== Provided information

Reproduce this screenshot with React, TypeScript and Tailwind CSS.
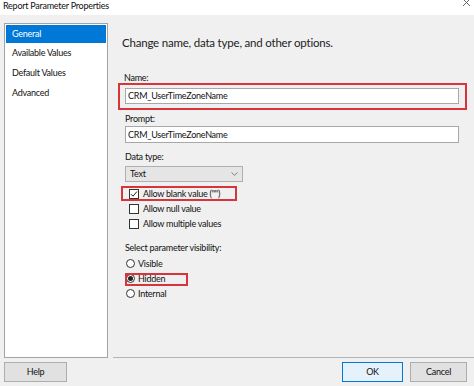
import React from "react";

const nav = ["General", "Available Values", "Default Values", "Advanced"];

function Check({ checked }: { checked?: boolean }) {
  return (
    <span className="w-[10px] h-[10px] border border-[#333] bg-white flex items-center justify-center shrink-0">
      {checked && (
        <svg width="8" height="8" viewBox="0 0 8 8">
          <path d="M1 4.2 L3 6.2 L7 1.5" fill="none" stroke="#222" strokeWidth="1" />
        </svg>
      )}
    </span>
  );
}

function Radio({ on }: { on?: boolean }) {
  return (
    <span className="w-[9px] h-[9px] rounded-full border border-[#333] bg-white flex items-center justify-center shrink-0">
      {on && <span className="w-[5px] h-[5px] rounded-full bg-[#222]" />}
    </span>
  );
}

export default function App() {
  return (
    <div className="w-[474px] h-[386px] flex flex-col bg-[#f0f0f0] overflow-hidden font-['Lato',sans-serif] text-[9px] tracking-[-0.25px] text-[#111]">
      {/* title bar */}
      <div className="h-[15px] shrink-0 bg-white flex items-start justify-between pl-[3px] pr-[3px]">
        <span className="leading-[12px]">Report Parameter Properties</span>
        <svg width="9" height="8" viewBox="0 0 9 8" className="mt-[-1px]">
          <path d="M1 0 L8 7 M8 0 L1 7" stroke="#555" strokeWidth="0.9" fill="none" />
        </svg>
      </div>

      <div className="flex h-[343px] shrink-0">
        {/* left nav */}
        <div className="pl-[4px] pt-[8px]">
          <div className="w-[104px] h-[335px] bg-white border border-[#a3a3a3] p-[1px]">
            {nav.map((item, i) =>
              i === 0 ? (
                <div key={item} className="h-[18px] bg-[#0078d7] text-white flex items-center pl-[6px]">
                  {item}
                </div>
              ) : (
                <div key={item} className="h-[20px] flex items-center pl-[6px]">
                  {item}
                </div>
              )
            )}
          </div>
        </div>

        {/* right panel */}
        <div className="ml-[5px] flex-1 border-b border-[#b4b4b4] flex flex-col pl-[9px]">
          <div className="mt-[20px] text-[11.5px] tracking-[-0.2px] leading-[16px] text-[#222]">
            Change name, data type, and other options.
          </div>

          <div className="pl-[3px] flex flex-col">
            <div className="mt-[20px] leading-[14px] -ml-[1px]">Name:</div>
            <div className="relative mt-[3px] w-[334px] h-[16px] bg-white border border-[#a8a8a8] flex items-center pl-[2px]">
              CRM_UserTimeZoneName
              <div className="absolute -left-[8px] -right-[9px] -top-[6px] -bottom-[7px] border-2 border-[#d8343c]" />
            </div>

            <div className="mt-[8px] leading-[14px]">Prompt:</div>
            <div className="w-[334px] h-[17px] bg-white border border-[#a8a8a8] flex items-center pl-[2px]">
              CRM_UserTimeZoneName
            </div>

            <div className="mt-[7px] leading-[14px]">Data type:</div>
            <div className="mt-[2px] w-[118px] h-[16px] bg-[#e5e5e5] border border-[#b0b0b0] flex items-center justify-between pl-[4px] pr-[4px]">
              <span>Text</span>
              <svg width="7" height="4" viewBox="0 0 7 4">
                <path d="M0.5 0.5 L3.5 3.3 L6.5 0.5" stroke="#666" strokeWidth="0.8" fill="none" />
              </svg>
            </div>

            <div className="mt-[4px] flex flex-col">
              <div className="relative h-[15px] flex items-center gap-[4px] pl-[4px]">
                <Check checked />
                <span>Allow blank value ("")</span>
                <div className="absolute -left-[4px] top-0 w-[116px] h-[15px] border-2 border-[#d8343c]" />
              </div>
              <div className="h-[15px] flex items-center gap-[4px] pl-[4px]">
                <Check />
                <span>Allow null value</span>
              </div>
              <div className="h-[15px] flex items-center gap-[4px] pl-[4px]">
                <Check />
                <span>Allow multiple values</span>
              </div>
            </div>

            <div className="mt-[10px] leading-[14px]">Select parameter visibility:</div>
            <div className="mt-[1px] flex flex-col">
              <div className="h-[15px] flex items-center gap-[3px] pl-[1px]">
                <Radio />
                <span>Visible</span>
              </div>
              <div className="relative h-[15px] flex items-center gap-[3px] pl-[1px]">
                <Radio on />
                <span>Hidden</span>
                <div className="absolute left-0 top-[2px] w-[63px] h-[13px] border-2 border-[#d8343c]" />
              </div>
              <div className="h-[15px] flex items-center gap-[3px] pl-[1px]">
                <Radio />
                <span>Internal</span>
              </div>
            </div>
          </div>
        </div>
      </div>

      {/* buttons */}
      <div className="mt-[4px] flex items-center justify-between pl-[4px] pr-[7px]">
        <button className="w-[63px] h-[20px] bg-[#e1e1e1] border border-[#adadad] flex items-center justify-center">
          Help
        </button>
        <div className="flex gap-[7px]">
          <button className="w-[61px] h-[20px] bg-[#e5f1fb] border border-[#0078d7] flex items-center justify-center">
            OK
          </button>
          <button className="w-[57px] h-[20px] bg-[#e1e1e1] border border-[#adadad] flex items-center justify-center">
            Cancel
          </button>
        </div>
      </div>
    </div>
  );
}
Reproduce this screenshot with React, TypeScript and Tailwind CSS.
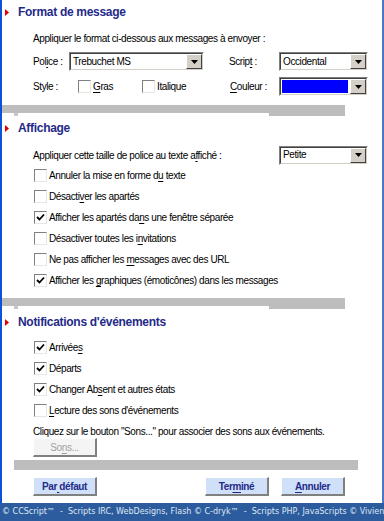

====

Transcribe each entry above exactly, apart from the pictures.

> Correct result
Reproduce this screenshot with React, TypeScript and Tailwind CSS.
import React from "react";

const nav = ["General", "Available Values", "Default Values", "Advanced"];

function Check({ checked }: { checked?: boolean }) {
  return (
    <span className="w-[10px] h-[10px] border border-[#333] bg-white flex items-center justify-center shrink-0">
      {checked && (
        <svg width="8" height="8" viewBox="0 0 8 8">
          <path d="M1 4.2 L3 6.2 L7 1.5" fill="none" stroke="#222" strokeWidth="1" />
        </svg>
      )}
    </span>
  );
}

function Radio({ on }: { on?: boolean }) {
  return (
    <span className="w-[9px] h-[9px] rounded-full border border-[#333] bg-white flex items-center justify-center shrink-0">
      {on && <span className="w-[5px] h-[5px] rounded-full bg-[#222]" />}
    </span>
  );
}

export default function App() {
  return (
    <div className="w-[474px] h-[386px] flex flex-col bg-[#f0f0f0] overflow-hidden font-['Lato',sans-serif] text-[9px] tracking-[-0.25px] text-[#111]">
      {/* title bar */}
      <div className="h-[15px] shrink-0 bg-white flex items-start justify-between pl-[3px] pr-[3px]">
        <span className="leading-[12px]">Report Parameter Properties</span>
        <svg width="9" height="8" viewBox="0 0 9 8" className="mt-[-1px]">
          <path d="M1 0 L8 7 M8 0 L1 7" stroke="#555" strokeWidth="0.9" fill="none" />
        </svg>
      </div>

      <div className="flex h-[343px] shrink-0">
        {/* left nav */}
        <div className="pl-[4px] pt-[8px]">
          <div className="w-[104px] h-[335px] bg-white border border-[#a3a3a3] p-[1px]">
            {nav.map((item, i) =>
              i === 0 ? (
                <div key={item} className="h-[18px] bg-[#0078d7] text-white flex items-center pl-[6px]">
                  {item}
                </div>
              ) : (
                <div key={item} className="h-[20px] flex items-center pl-[6px]">
                  {item}
                </div>
              )
            )}
          </div>
        </div>

        {/* right panel */}
        <div className="ml-[5px] flex-1 border-b border-[#b4b4b4] flex flex-col pl-[9px]">
          <div className="mt-[20px] text-[11.5px] tracking-[-0.2px] leading-[16px] text-[#222]">
            Change name, data type, and other options.
          </div>

          <div className="pl-[3px] flex flex-col">
            <div className="mt-[20px] leading-[14px] -ml-[1px]">Name:</div>
            <div className="relative mt-[3px] w-[334px] h-[16px] bg-white border border-[#a8a8a8] flex items-center pl-[2px]">
              CRM_UserTimeZoneName
              <div className="absolute -left-[8px] -right-[9px] -top-[6px] -bottom-[7px] border-2 border-[#d8343c]" />
            </div>

            <div className="mt-[8px] leading-[14px]">Prompt:</div>
            <div className="w-[334px] h-[17px] bg-white border border-[#a8a8a8] flex items-center pl-[2px]">
              CRM_UserTimeZoneName
            </div>

            <div className="mt-[7px] leading-[14px]">Data type:</div>
            <div className="mt-[2px] w-[118px] h-[16px] bg-[#e5e5e5] border border-[#b0b0b0] flex items-center justify-between pl-[4px] pr-[4px]">
              <span>Text</span>
              <svg width="7" height="4" viewBox="0 0 7 4">
                <path d="M0.5 0.5 L3.5 3.3 L6.5 0.5" stroke="#666" strokeWidth="0.8" fill="none" />
              </svg>
            </div>

            <div className="mt-[4px] flex flex-col">
              <div className="relative h-[15px] flex items-center gap-[4px] pl-[4px]">
                <Check checked />
                <span>Allow blank value ("")</span>
                <div className="absolute -left-[4px] top-0 w-[116px] h-[15px] border-2 border-[#d8343c]" />
              </div>
              <div className="h-[15px] flex items-center gap-[4px] pl-[4px]">
                <Check />
                <span>Allow null value</span>
              </div>
              <div className="h-[15px] flex items-center gap-[4px] pl-[4px]">
                <Check />
                <span>Allow multiple values</span>
              </div>
            </div>

            <div className="mt-[10px] leading-[14px]">Select parameter visibility:</div>
            <div className="mt-[1px] flex flex-col">
              <div className="h-[15px] flex items-center gap-[3px] pl-[1px]">
                <Radio />
                <span>Visible</span>
              </div>
              <div className="relative h-[15px] flex items-center gap-[3px] pl-[1px]">
                <Radio on />
                <span>Hidden</span>
                <div className="absolute left-0 top-[2px] w-[63px] h-[13px] border-2 border-[#d8343c]" />
              </div>
              <div className="h-[15px] flex items-center gap-[3px] pl-[1px]">
                <Radio />
                <span>Internal</span>
              </div>
            </div>
          </div>
        </div>
      </div>

      {/* buttons */}
      <div className="mt-[4px] flex items-center justify-between pl-[4px] pr-[7px]">
        <button className="w-[63px] h-[20px] bg-[#e1e1e1] border border-[#adadad] flex items-center justify-center">
          Help
        </button>
        <div className="flex gap-[7px]">
          <button className="w-[61px] h-[20px] bg-[#e5f1fb] border border-[#0078d7] flex items-center justify-center">
            OK
          </button>
          <button className="w-[57px] h-[20px] bg-[#e1e1e1] border border-[#adadad] flex items-center justify-center">
            Cancel
          </button>
        </div>
      </div>
    </div>
  );
}
Reproduce this screenshot with React, TypeScript and Tailwind CSS.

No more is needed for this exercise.